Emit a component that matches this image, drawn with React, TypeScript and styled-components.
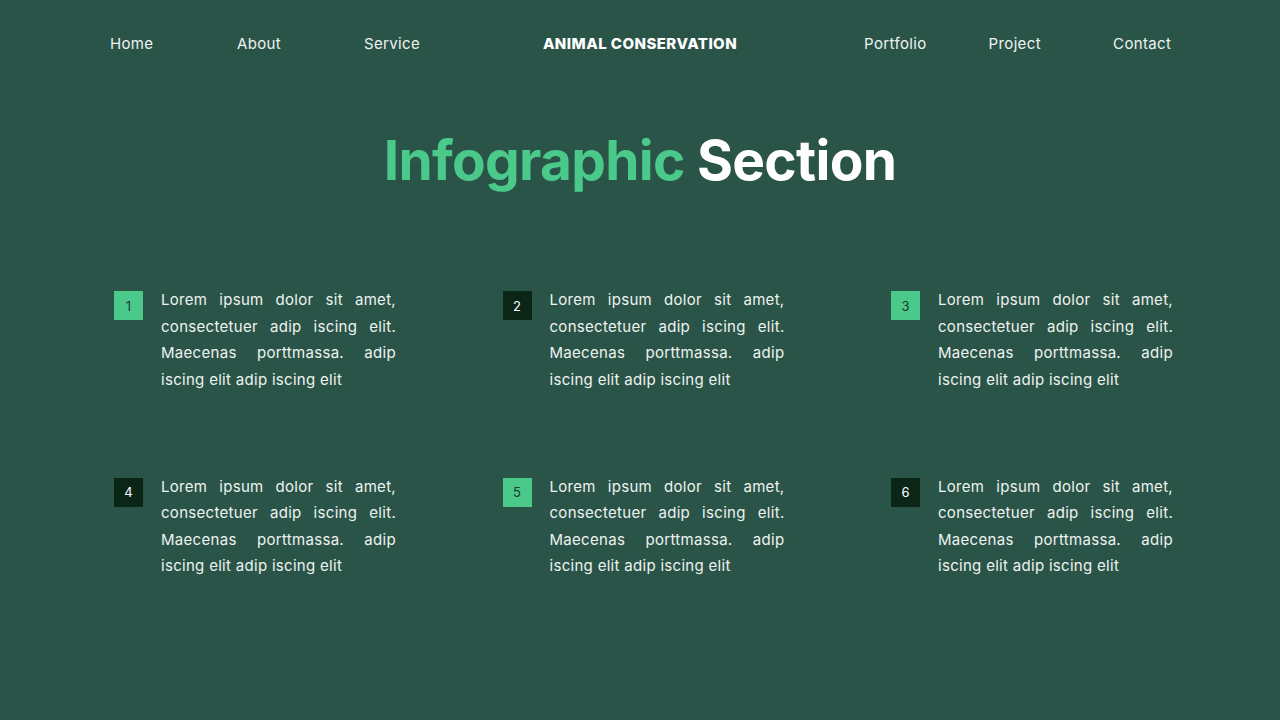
import React from "react";
import styled, { createGlobalStyle } from "styled-components";

const GlobalStyle = createGlobalStyle`
  html, body {
    margin: 0;
    padding: 0;
    background: #2a5448;
  }
  body {
    font-family: "Inter", "Open Sans", sans-serif;
    color: #f1f5f2;
  }
`;

const Page = styled.div`
  width: 1280px;
  height: 720px;
  background: #2a5448;
  overflow: hidden;
`;

const Header = styled.header`
  height: 86px;
  display: grid;
  grid-template-columns: 1fr auto 1fr;
  align-items: center;
`;

const NavGroup = styled.nav<{ $pad: number; $cell: number }>`
  display: grid;
  grid-template-columns: repeat(3, ${(p) => p.$cell}px);
  padding-left: ${(p) => p.$pad}px;
`;

const NavLink = styled.a`
  font-size: 15px;
  letter-spacing: 0.35px;
  color: #eef3f0;
  text-decoration: none;
  white-space: nowrap;
`;

const Brand = styled.div`
  font-size: 15px;
  font-weight: 800;
  letter-spacing: 0.45px;
  color: #ffffff;
`;

const Heading = styled.h1`
  margin: 41px 0 0;
  text-align: center;
  font-size: 55px;
  line-height: 67px;
  font-weight: 700;
  color: #ffffff;
  letter-spacing: -0.7px;
`;

const Accent = styled.span`
  color: #4ac98a;
`;

const Grid = styled.section`
  margin: 93px 0 0 114px;
  width: 1059px;
  display: grid;
  grid-template-columns: repeat(3, 282px);
  column-gap: 106.5px;
  row-gap: 80.5px;
`;

const Item = styled.div`
  display: flex;
  align-items: flex-start;
  gap: 18px;
`;

const Badge = styled.div<{ $dark: boolean }>`
  flex: 0 0 29px;
  height: 29px;
  margin-top: 4px;
  display: flex;
  align-items: center;
  justify-content: center;
  font-size: 13px;
  background: ${(p) => (p.$dark ? "#0b2517" : "#4ac98a")};
  color: ${(p) => (p.$dark ? "#ffffff" : "#1d3a2c")};
`;

const Text = styled.div`
  width: 235px;
  font-size: 15px;
  line-height: 26.5px;
  letter-spacing: 0.3px;
  color: #eef3f0;
`;

const Line = styled.span<{ $last?: boolean }>`
  display: block;
  white-space: nowrap;
  text-align: ${(p) => (p.$last ? "left" : "justify")};
  text-align-last: ${(p) => (p.$last ? "left" : "justify")};
`;

const lines = [
  "Lorem ipsum dolor sit amet,",
  "consectetuer adip iscing elit.",
  "Maecenas porttmassa. adip",
  "iscing elit adip iscing elit",
];

const items = [
  { n: 1, dark: false },
  { n: 2, dark: true },
  { n: 3, dark: false },
  { n: 4, dark: true },
  { n: 5, dark: false },
  { n: 6, dark: true },
];

const App: React.FC = () => {
  return (
    <>
      <GlobalStyle />
      <Page>
        <Header>
          <NavGroup $pad={110} $cell={127}>
            <NavLink>Home</NavLink>
            <NavLink>About</NavLink>
            <NavLink>Service</NavLink>
          </NavGroup>
          <Brand>ANIMAL CONSERVATION</Brand>
          <NavGroup $pad={127} $cell={124.5}>
            <NavLink>Portfolio</NavLink>
            <NavLink>Project</NavLink>
            <NavLink>Contact</NavLink>
          </NavGroup>
        </Header>

        <Heading>
          <Accent>Infographic</Accent> Section
        </Heading>

        <Grid>
          {items.map((item) => (
            <Item key={item.n}>
              <Badge $dark={item.dark}>{item.n}</Badge>
              <Text>
                {lines.map((l, i) => (
                  <Line key={i} $last={i === lines.length - 1}>
                    {l}
                  </Line>
                ))}
              </Text>
            </Item>
          ))}
        </Grid>
      </Page>
    </>
  );
};

export default App;
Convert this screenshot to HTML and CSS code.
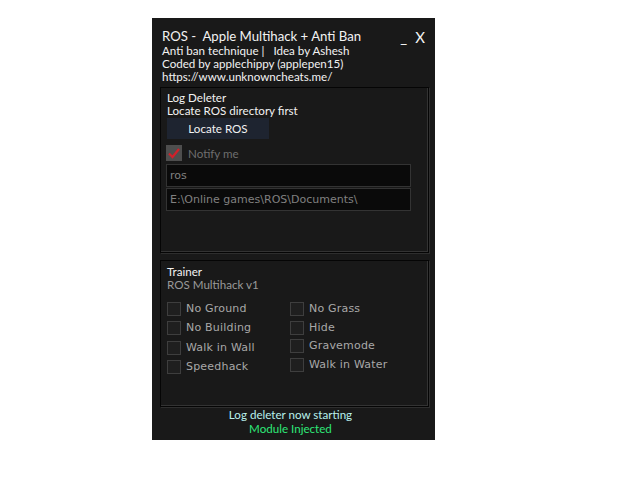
FILE: index.html
```html
<!DOCTYPE html>
<html lang="en">
<head>
    <meta charset="UTF-8">
    <title>ROS - Apple Multihack + Anti Ban</title>
    <link rel="stylesheet" href="styles.css">
</head>
<body>
    <div class="window">
        <div class="header">
            <div class="title">ROS -&nbsp; Apple Multihack + Anti Ban</div>
            <div class="sub">Anti ban technique |&nbsp;&nbsp; Idea by Ashesh</div>
            <div class="sub">Coded by applechippy (applepen15)</div>
            <div class="sub">https://www.unknowncheats.me/</div>
            <div class="controls"><span>_</span><span>X</span></div>
        </div>

        <div class="group group-log">
            <div class="label">Log Deleter</div>
            <div class="label">Locate ROS directory first</div>
            <button class="btn">Locate ROS</button>
            <div class="notify">
                <span class="check-on">
                    <svg width="16" height="16" viewBox="0 0 16 16"><path d="M3 8.5 L6.5 12 L13 4" fill="none" stroke="#d0202a" stroke-width="2.2"/></svg>
                </span>
                <span>Notify me</span>
            </div>
            <div class="field">ros</div>
            <div class="field">E:\Online games\ROS\Documents\</div>
        </div>

        <div class="group group-trainer">
            <div class="label">Trainer</div>
            <div class="label muted">ROS Multihack v1</div>
            <div class="options">
                <div class="col col-a">
                    <div class="opt"><span class="box"></span>No Ground</div>
                    <div class="opt"><span class="box"></span>No Building</div>
                    <div class="opt"><span class="box"></span>Walk in Wall</div>
                    <div class="opt"><span class="box"></span>Speedhack</div>
                </div>
                <div class="col col-b">
                    <div class="opt"><span class="box"></span>No Grass</div>
                    <div class="opt"><span class="box"></span>Hide</div>
                    <div class="opt"><span class="box"></span>Gravemode</div>
                    <div class="opt"><span class="box"></span>Walk in Water</div>
                </div>
            </div>
        </div>

        <div class="status">
            <div class="status-log">Log deleter now starting</div>
            <div class="status-ok">Module Injected</div>
        </div>
    </div>
</body>
</html>
```

FILE: styles.css
```css
body {
    margin: 0;
    background: #fff;
    font-family: Lato, 'Open Sans', sans-serif;
}
.window {
    width: 283px;
    height: 422px;
    margin: 18px 0 0 152px;
    background: #191919;
    color: #f2f2f2;
    box-sizing: border-box;
    padding-top: 10px;
}
.header {
    position: relative;
    padding-left: 10px;
    height: 59px;
}
.title {
    font-size: 13.2px;
    line-height: 16px;
}
.sub {
    font-size: 11.6px;
    line-height: 13px;
}
.controls {
    position: absolute;
    top: 0;
    right: 10px;
    font-size: 15px;
    display: flex;
    gap: 8px;
}
.group {
    width: 269px;
    margin-left: 8px;
    box-sizing: border-box;
    border: 1px solid #050505;
    box-shadow: inset -1px -1px 0 #333, 1px 1px 0 #2e2e2e;
    padding: 3px 6px 0 6px;
}
.group-log {
    height: 166px;
}
.group-trainer {
    height: 147px;
    margin-top: 7px;
    padding-top: 4px;
}
.label {
    font-size: 11.6px;
    line-height: 13px;
}
.muted {
    color: #9a9a9a;
}
.btn {
    display: block;
    width: 102px;
    height: 21px;
    margin: 1px 0 0 0;
    border: none;
    background: #1e2430;
    color: #f2f2f2;
    font-family: inherit;
    font-size: 11.6px;
    padding: 0;
}
.notify {
    display: flex;
    align-items: center;
    gap: 6px;
    margin: 6px 0 3px -1px;
    color: #6e6e6e;
    font-size: 11.6px;
}
.check-on {
    width: 16px;
    height: 16px;
    background: #4e4e4e;
    display: flex;
}
.field {
    width: 245px;
    height: 23px;
    box-sizing: border-box;
    margin-left: -1px;
    margin-bottom: 1px;
    background: #0a0a0a;
    border: 1px solid #333;
    color: #808080;
    font-family: 'DejaVu Sans', Verdana, sans-serif;
    font-size: 11px;
    line-height: 21px;
    padding-left: 3px;
}
.options {
    display: flex;
    margin-top: 11px;
}
.col {
    display: flex;
    flex-direction: column;
}
.col-a {
    width: 123px;
}
.col-a .opt {
    height: 19.4px;
}
.col-b .opt {
    height: 18.7px;
}
.opt {
    display: flex;
    align-items: flex-start;
    gap: 5px;
    color: #a8a8a8;
    font-family: 'DejaVu Sans', Verdana, sans-serif;
    font-size: 11px;
    line-height: 14px;
    letter-spacing: 0.2px;
}
.box {
    width: 14px;
    height: 14px;
    box-sizing: border-box;
    border: 1px solid #3e3e3e;
    background: #1f1f1f;
}
.status {
    text-align: center;
    font-size: 11.6px;
    line-height: 14px;
    margin-top: 1px;
    margin-right: 6px;
}
.status-log {
    color: #b8f0ec;
}
.status-ok {
    color: #2ee878;
}
```
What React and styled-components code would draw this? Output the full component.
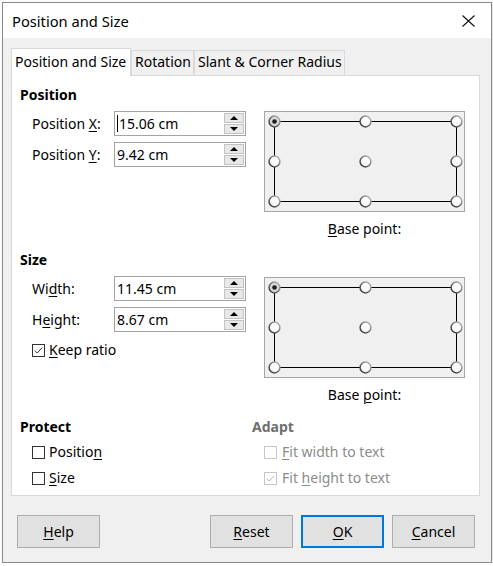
import React, { useId } from "react";
import styled, { createGlobalStyle } from "styled-components";

const Global = createGlobalStyle`
  html, body { margin: 0; padding: 0; background: #ffffff; }
  body {
    font-family: "Noto Sans", "Open Sans", "DejaVu Sans", sans-serif;
    font-size: 14px;
    color: #000;
  }
  u { text-decoration-thickness: 1px; text-underline-offset: 2px; }
`;

const Window = styled.div`
  margin: 2px 0 0 2px;
  width: 490px;
  height: 561px;
  box-sizing: border-box;
  border: 1px solid #8a8a8a;
  background: #f0f0f0;
  display: flex;
  flex-direction: column;
  box-shadow: 1px 1px 3px rgba(0, 0, 0, 0.18);
`;

const TitleBar = styled.div`
  height: 35px;
  background: #ffffff;
  display: flex;
  align-items: center;
  justify-content: space-between;
  padding: 0 16px 0 9px;
  font-size: 14.7px;
`;

const CloseIcon = () => (
  <svg width="13" height="12" viewBox="0 0 13 12">
    <path d="M0.5 0.5 L12.5 11.5 M12.5 0.5 L0.5 11.5" stroke="#111" strokeWidth="1.1" fill="none" />
  </svg>
);

const Body = styled.div`
  flex: 1;
  display: flex;
  flex-direction: column;
  padding: 10px 11px 0 8px;
`;

const TabBar = styled.div`
  display: flex;
  align-items: flex-end;
  height: 28px;
  margin-bottom: -1px;
  position: relative;
  z-index: 1;
`;

const Tab = styled.div`
  box-sizing: border-box;
  width: ${(p) => p.$w}px;
  height: ${(p) => (p.$active ? 28 : 25)}px;
  margin-bottom: ${(p) => (p.$active ? 0 : 1)}px;
  padding: ${(p) => (p.$active ? "3px" : "1px")} 3px 0 3px;
  background: ${(p) => (p.$active ? "#ffffff" : "#f0f0f0")};
  border: 1px solid #d9d9d9;
  border-bottom: none;
  line-height: 20px;
  white-space: nowrap;
`;

const Panel = styled.div`
  box-sizing: border-box;
  height: 421px;
  background: #ffffff;
  border: 1px solid #d9d9d9;
  padding: 9px 10px 0 8px;
  display: flex;
  flex-direction: column;
`;

const Heading = styled.div`
  font-weight: 700;
  height: 20px;
  line-height: 20px;
  margin-top: ${(p) => p.$mt || 0}px;
  color: ${(p) => (p.$disabled ? "#6e6e6e" : "#000")};
`;

const SectionBody = styled.div`
  display: flex;
  margin-top: 6px;
`;

const Fields = styled.div`
  width: 244px;
  box-sizing: border-box;
  padding-left: 12px;
  display: flex;
  flex-direction: column;
  gap: 6px;
`;

const FieldRow = styled.div`
  display: flex;
  align-items: center;
  height: 25px;
`;

const Label = styled.div`
  width: 82px;
  line-height: 20px;
`;

const SpinField = styled.div`
  box-sizing: border-box;
  width: 132px;
  height: 25px;
  border: 1px solid #a3a3a3;
  background: #fff;
  display: flex;
  align-items: stretch;
`;

const Value = styled.div`
  flex: 1;
  display: flex;
  align-items: center;
  padding-left: 2px;
  line-height: 20px;
`;

const Caret = styled.span`
  display: inline-block;
  width: 1px;
  height: 17px;
  background: #000;
  margin-right: 1px;
`;

const SpinCol = styled.div`
  width: 20px;
  display: flex;
  flex-direction: column;
  gap: 1px;
  margin: 1px 1px 1px 0;
`;

const SpinBtn = styled.div`
  flex: 1;
  box-sizing: border-box;
  background: #e8e8e8;
  border: 1px solid #c3c3c3;
  display: flex;
  align-items: center;
  justify-content: center;
`;

const Arrow = styled.span`
  width: 0;
  height: 0;
  border-left: 4px solid transparent;
  border-right: 4px solid transparent;
  ${(p) => (p.$up ? "border-bottom: 4px solid #000;" : "border-top: 4px solid #000;")}
`;

const BasePoint = styled.div`
  display: flex;
  flex-direction: column;
  align-items: center;
  width: 201px;
  margin-top: ${(p) => p.$mt || 0}px;
`;

const PointBox = styled.div`
  box-sizing: border-box;
  width: 201px;
  height: 101px;
  border: 1px solid #a6a6a6;
  background: #f0f0f0;
  display: flex;
`;

const PointLabel = styled.div`
  margin-top: 7px;
  line-height: 19px;
`;

const CheckRow = styled.div`
  display: flex;
  align-items: center;
  gap: ${(p) => p.$gap || 4}px;
  height: ${(p) => p.$h || 26}px;
  padding-left: ${(p) => (p.$flush ? 0 : 12)}px;
  color: ${(p) => (p.$disabled ? "#8c8c8c" : "#000")};
  line-height: 20px;
`;

const BottomGrid = styled.div`
  display: grid;
  grid-template-columns: 232px 1fr;
  margin-top: 13px;
`;

const Column = styled.div`
  display: flex;
  flex-direction: column;
`;

const RowList = styled.div`
  display: flex;
  flex-direction: column;
  margin-top: 2px;
`;

const ButtonBar = styled.div`
  display: flex;
  align-items: center;
  margin-top: 19px;
  padding: 0 5px 0 6px;
`;

const Spacer = styled.div`
  flex: 1;
`;

const ButtonGroup = styled.div`
  display: flex;
  gap: 8px;
`;

const Button = styled.div`
  box-sizing: border-box;
  width: 83px;
  height: 33px;
  background: #e1e1e1;
  border: ${(p) => (p.$default ? "2px solid #0078d7" : "1px solid #adadad")};
  display: flex;
  align-items: center;
  justify-content: center;
  line-height: 20px;
`;

const Checkbox = ({ checked, disabled }) => {
  const border = disabled ? "#c6c6c6" : "#333333";
  const mark = disabled ? "#b3b3b3" : "#333333";
  return (
    <svg width="13" height="13" viewBox="0 0 13 13">
      <rect x="0.5" y="0.5" width="12" height="12" fill="#fff" stroke={border} />
      {checked && (
        <path d="M2.8 6.6 L5.2 9 L10.2 3.6" stroke={mark} strokeWidth="1" fill="none" />
      )}
    </svg>
  );
};

const PointGrid = ({ selected = 0 }) => {
  const id = useId().replace(/:/g, "");
  const xs = [9.5, 100.5, 191.5];
  const ys = [9.5, 49.5, 89.5];
  const pts = [];
  ys.forEach((y) => xs.forEach((x) => pts.push([x, y])));
  return (
    <svg width="199" height="99" viewBox="0 0 199 99">
      <defs>
        <linearGradient id={`s${id}`} x1="0" y1="1" x2="1" y2="0">
          <stop offset="0" stopColor="#2e2e2e" />
          <stop offset="0.5" stopColor="#6e6e6e" />
          <stop offset="1" stopColor="#c4c4c4" />
        </linearGradient>
        <radialGradient id={`f${id}`} cx="0.6" cy="0.4" r="0.7">
          <stop offset="0" stopColor="#ffffff" />
          <stop offset="0.7" stopColor="#f8f8f8" />
          <stop offset="1" stopColor="#dcdcdc" />
        </radialGradient>
      </defs>
      <rect x="9.5" y="9.5" width="182" height="80" fill="none" stroke="#000" strokeWidth="1" />
      {pts.map(([x, y], i) => (
        <g key={i}>
          <circle
            cx={x}
            cy={y}
            r="5.4"
            fill={i === selected ? "#d6d6d6" : `url(#f${id})`}
            stroke={`url(#s${id})`}
            strokeWidth="1.5"
          />
          {i === selected && <circle cx={x} cy={y} r="2.3" fill="#1e1e1e" />}
        </g>
      ))}
    </svg>
  );
};

const SpinInput = ({ label, value, caret }) => (
  <FieldRow>
    <Label>{label}</Label>
    <SpinField>
      <Value>
        {caret && <Caret />}
        {value}
      </Value>
      <SpinCol>
        <SpinBtn>
          <Arrow $up />
        </SpinBtn>
        <SpinBtn>
          <Arrow />
        </SpinBtn>
      </SpinCol>
    </SpinField>
  </FieldRow>
);

export default function App() {
  return (
    <>
      <Global />
      <Window>
        <TitleBar>
          <span>Position and Size</span>
          <CloseIcon />
        </TitleBar>
        <Body>
          <TabBar>
            <Tab $active $w={120}>Position and Size</Tab>
            <Tab $w={63}>Rotation</Tab>
            <Tab $w={151}>Slant &amp; Corner Radius</Tab>
          </TabBar>
          <Panel>
            <Heading>Position</Heading>
            <SectionBody>
              <Fields>
                <SpinInput label={<>Position <u>X</u>:</>} value="15.06 cm" caret />
                <SpinInput label={<>Position <u>Y</u>:</>} value="9.42 cm" />
              </Fields>
              <BasePoint>
                <PointBox>
                  <PointGrid selected={0} />
                </PointBox>
                <PointLabel>
                  <u>B</u>ase point:
                </PointLabel>
              </BasePoint>
            </SectionBody>

            <Heading $mt={12}>Size</Heading>
            <SectionBody>
              <Fields>
                <SpinInput label={<>Wi<u>d</u>th:</>} value="11.45 cm" />
                <SpinInput label={<>H<u>e</u>ight:</>} value="8.67 cm" />
                <CheckRow $h={24} $flush>
                  <Checkbox checked />
                  <span>
                    <u>K</u>eep ratio
                  </span>
                </CheckRow>
              </Fields>
              <BasePoint $mt={1}>
                <PointBox>
                  <PointGrid selected={0} />
                </PointBox>
                <PointLabel>
                  Base <u>p</u>oint:
                </PointLabel>
              </BasePoint>
            </SectionBody>

            <BottomGrid>
              <Column>
                <Heading>Protect</Heading>
                <RowList>
                  <CheckRow>
                    <Checkbox />
                    <span>
                      Positio<u>n</u>
                    </span>
                  </CheckRow>
                  <CheckRow>
                    <Checkbox />
                    <span>
                      <u>S</u>ize
                    </span>
                  </CheckRow>
                </RowList>
              </Column>
              <Column>
                <Heading $disabled>Adapt</Heading>
                <RowList>
                  <CheckRow $disabled $gap={5}>
                    <Checkbox disabled />
                    <span>
                      <u>F</u>it width to text
                    </span>
                  </CheckRow>
                  <CheckRow $disabled $gap={5}>
                    <Checkbox disabled checked />
                    <span>
                      Fit <u>h</u>eight to text
                    </span>
                  </CheckRow>
                </RowList>
              </Column>
            </BottomGrid>
          </Panel>
          <ButtonBar>
            <Button>
              <span>
                <u>H</u>elp
              </span>
            </Button>
            <Spacer />
            <ButtonGroup>
              <Button>
                <span>
                  <u>R</u>eset
                </span>
              </Button>
              <Button $default>
                <span>
                  <u>O</u>K
                </span>
              </Button>
              <Button>
                <span>
                  <u>C</u>ancel
                </span>
              </Button>
            </ButtonGroup>
          </ButtonBar>
        </Body>
      </Window>
    </>
  );
}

- - - -

• _Problem to work on_
List every line above that contains the word "React".

• _Response_
Emit a component that matches this image, drawn with React, TypeScript and styled-components.
import React from "react";
const App: React.FC = () => {
What React and styled-components code would draw this? Output the full component.
import React, { useId } from "react";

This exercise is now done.